> WHAT IS EXPECTED
Print the lines from the one that contains "Write the React" to the one that contains "text-[12px] leading-[12px] origin-left", inclusive, exactly as they appear, and please drop any pictures.

[Begin INPUT DATA]

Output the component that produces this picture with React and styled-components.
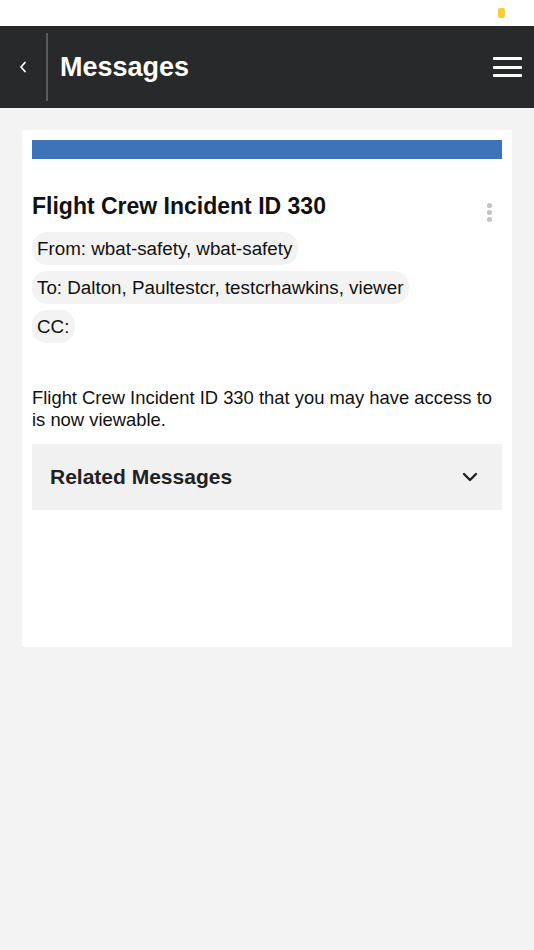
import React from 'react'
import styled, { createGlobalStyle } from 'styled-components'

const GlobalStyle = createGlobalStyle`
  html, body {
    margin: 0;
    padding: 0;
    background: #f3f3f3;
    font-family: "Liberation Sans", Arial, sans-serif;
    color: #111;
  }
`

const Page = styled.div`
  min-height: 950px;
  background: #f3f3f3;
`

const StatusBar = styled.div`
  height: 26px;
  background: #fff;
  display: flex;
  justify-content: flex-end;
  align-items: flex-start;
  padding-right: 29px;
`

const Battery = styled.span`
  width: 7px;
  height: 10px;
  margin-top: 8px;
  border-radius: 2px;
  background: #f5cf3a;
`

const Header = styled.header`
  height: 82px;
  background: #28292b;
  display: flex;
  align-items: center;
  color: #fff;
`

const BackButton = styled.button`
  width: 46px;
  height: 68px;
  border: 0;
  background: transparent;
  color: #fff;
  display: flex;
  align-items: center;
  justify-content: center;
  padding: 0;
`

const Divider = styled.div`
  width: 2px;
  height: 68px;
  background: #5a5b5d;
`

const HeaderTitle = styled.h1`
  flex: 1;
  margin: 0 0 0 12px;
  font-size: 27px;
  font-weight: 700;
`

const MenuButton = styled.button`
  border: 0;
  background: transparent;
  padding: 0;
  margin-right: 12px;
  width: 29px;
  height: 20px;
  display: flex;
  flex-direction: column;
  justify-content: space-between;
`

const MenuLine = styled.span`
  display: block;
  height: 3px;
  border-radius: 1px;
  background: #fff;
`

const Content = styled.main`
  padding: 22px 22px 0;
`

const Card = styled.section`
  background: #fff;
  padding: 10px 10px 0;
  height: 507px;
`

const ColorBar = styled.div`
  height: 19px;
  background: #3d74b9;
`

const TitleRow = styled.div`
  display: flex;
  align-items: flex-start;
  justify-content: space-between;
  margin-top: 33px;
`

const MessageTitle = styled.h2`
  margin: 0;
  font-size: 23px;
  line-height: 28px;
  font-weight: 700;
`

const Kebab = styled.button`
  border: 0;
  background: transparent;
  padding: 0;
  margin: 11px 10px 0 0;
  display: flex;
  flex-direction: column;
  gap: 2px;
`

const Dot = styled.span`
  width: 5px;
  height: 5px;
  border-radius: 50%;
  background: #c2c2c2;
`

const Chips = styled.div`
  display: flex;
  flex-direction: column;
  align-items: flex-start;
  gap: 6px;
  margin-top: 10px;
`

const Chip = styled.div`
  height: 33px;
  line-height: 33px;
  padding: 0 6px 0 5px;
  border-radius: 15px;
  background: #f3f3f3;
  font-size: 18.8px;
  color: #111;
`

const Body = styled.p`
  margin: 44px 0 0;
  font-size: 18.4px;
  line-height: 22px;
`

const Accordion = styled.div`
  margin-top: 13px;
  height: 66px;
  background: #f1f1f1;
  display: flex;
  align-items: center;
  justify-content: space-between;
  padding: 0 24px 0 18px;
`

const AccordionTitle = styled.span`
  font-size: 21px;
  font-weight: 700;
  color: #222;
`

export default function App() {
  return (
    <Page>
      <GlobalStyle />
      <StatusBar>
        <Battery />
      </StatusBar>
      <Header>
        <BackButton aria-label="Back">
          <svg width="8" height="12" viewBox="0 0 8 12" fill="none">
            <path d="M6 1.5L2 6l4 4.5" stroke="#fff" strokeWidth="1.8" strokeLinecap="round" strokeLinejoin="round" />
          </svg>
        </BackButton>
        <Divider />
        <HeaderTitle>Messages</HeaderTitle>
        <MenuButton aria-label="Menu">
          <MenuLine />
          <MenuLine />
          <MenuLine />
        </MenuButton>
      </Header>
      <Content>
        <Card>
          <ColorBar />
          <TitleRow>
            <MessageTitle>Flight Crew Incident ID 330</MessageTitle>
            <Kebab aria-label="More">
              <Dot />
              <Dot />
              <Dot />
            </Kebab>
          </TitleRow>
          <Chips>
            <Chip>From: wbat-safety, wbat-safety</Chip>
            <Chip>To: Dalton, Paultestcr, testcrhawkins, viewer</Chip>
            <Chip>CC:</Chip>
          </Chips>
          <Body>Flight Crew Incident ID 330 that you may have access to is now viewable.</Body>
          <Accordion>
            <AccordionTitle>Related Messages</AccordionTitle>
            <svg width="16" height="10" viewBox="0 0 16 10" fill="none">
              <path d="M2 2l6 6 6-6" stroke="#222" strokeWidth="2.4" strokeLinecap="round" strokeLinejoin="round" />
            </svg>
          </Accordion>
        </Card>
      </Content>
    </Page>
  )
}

[End INPUT DATA]
[Begin INPUT DATA]

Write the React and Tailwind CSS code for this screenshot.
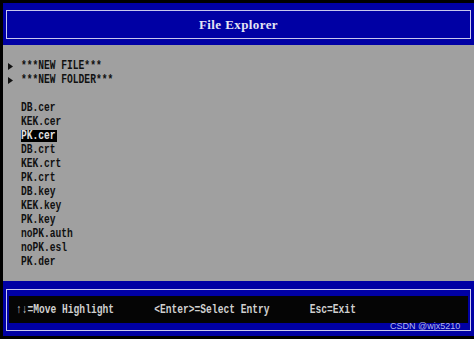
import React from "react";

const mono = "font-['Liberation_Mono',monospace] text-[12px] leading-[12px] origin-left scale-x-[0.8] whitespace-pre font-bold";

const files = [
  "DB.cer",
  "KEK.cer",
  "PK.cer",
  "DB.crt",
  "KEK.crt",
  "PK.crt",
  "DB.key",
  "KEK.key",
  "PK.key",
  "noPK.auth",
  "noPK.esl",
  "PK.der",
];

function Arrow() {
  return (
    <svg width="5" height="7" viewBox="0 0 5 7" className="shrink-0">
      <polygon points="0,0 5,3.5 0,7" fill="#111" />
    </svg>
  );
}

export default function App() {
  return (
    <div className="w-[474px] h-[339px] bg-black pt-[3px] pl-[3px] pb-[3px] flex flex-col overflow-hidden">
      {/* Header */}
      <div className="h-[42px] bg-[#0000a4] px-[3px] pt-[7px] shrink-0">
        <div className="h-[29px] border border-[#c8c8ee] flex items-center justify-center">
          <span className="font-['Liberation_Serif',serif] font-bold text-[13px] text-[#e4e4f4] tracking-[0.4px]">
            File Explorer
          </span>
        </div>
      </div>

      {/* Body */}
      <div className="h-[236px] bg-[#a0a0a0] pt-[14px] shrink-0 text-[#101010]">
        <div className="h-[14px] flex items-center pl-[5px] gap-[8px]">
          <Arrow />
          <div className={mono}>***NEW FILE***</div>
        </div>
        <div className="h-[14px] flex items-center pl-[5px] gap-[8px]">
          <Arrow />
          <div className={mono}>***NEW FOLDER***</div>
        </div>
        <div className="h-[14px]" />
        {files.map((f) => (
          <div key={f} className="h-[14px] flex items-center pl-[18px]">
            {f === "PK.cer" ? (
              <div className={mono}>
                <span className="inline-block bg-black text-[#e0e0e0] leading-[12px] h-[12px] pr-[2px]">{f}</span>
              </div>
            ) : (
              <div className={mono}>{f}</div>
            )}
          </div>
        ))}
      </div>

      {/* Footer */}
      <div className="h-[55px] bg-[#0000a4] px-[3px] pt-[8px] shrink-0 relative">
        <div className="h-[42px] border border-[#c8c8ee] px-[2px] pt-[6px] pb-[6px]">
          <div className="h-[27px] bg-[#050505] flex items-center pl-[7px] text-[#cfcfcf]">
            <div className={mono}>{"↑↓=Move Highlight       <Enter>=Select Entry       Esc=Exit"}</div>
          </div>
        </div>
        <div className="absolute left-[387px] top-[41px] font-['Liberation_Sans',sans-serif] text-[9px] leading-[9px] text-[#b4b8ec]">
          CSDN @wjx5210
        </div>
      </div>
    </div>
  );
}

[End INPUT DATA]

> COMPLETED TASK
Write the React and Tailwind CSS code for this screenshot.
import React from "react";

const mono = "font-['Liberation_Mono',monospace] text-[12px] leading-[12px] origin-left scale-x-[0.8] whitespace-pre font-bold";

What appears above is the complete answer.